__EXERCISE OBJECTIVE__:
Take each line containing the word "components" and copy it.

__DATA SHOWN__:
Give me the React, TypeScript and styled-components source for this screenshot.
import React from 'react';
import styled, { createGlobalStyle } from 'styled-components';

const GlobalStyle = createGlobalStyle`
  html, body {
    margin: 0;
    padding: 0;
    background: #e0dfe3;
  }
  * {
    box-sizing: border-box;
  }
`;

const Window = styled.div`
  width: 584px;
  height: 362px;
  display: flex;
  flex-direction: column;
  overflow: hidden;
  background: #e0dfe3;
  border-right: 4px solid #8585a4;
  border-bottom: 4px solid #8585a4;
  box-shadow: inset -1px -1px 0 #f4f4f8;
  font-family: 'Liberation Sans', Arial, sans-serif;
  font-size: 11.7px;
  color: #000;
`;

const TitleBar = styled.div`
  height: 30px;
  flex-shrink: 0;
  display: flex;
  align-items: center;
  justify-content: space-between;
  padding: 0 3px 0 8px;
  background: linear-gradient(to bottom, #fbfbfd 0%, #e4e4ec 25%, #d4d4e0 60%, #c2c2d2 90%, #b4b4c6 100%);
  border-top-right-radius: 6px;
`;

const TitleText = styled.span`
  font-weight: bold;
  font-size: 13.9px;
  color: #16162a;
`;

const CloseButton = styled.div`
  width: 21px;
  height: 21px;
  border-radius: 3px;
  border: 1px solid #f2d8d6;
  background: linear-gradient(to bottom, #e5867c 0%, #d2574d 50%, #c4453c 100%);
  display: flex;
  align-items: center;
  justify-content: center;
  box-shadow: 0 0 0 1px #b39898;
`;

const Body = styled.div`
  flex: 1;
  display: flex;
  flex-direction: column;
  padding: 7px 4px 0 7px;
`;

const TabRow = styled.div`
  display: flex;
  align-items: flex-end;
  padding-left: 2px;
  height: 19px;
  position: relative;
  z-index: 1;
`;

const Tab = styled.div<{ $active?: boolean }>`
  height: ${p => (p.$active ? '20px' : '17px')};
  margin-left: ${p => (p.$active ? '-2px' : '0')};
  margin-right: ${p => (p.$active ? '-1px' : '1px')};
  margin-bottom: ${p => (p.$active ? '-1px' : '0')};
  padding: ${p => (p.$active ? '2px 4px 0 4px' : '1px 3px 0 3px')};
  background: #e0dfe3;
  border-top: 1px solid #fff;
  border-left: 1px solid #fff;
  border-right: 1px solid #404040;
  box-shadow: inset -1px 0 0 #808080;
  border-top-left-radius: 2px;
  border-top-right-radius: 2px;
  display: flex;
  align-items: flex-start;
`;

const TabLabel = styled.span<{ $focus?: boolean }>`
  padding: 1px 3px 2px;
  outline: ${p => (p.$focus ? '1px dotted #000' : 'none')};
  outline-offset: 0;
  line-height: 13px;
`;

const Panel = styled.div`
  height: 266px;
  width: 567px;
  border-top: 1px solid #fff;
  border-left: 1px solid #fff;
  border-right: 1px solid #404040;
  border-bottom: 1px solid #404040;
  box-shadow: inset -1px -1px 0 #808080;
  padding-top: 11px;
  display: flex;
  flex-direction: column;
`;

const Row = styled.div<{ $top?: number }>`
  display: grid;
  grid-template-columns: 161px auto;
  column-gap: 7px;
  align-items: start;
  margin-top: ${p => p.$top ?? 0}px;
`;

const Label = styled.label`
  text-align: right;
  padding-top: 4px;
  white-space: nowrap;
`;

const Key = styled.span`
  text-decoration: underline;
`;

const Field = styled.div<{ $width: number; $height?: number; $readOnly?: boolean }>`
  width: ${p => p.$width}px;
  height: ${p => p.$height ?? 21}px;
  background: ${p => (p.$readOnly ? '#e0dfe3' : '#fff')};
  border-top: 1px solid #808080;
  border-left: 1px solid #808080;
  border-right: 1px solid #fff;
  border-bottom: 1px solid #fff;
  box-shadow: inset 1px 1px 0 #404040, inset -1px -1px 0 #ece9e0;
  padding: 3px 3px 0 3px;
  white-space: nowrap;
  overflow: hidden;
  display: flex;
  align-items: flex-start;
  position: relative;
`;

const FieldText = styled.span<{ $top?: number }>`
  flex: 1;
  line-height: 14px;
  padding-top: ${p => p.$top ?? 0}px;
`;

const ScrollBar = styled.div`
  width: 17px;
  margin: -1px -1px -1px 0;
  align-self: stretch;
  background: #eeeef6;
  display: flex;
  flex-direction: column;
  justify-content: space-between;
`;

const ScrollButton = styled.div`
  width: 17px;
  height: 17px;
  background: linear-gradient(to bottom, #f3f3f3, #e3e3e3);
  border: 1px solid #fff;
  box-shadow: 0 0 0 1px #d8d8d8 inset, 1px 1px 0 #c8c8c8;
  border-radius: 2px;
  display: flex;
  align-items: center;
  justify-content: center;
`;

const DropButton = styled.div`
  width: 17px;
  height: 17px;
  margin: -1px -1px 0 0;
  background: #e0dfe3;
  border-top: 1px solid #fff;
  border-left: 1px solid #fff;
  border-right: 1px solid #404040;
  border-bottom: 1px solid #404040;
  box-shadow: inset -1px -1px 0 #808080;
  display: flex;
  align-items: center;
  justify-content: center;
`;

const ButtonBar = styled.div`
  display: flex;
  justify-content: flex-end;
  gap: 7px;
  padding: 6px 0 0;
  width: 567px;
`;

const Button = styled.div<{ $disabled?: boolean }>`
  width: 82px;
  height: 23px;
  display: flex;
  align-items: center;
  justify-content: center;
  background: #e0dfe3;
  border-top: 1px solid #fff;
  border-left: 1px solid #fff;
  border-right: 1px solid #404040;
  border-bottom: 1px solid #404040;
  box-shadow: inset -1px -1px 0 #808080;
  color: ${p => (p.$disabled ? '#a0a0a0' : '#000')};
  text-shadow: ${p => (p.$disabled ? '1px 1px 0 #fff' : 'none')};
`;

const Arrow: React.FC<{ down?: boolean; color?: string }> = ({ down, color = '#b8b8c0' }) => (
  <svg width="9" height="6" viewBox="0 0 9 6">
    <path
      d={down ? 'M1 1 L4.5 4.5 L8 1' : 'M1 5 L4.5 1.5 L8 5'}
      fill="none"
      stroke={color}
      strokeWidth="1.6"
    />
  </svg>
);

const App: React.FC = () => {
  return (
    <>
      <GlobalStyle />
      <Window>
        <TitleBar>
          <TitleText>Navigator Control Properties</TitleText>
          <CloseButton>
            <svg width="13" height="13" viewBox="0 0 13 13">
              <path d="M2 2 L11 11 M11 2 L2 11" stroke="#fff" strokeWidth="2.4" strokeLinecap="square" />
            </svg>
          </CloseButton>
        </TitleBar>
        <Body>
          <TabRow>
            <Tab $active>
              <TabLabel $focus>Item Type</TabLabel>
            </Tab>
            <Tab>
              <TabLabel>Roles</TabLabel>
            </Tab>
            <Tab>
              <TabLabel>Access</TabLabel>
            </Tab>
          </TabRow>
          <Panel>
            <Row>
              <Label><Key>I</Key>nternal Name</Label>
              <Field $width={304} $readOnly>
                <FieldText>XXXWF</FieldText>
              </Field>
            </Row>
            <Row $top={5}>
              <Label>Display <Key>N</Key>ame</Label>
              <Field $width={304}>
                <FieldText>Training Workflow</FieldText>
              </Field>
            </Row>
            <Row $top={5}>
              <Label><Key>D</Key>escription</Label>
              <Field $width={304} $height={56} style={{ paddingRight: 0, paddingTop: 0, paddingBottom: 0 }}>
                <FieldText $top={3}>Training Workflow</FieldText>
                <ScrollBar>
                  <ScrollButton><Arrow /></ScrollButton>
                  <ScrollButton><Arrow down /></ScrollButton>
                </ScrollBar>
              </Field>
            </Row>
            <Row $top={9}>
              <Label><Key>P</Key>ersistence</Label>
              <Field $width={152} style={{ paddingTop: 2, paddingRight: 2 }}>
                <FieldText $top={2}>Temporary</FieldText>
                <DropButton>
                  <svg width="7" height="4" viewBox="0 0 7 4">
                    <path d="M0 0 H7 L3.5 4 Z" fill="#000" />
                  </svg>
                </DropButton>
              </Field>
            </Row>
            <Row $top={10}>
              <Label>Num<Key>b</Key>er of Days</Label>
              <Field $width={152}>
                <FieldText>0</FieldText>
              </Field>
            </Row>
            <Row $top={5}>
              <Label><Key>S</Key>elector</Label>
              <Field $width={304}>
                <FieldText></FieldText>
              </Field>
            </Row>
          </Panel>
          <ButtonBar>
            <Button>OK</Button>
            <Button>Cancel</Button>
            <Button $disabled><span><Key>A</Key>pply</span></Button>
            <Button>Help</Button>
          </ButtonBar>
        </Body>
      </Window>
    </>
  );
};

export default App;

__IN RESPONSE__:
Give me the React, TypeScript and styled-components source for this screenshot.
import styled, { createGlobalStyle } from 'styled-components';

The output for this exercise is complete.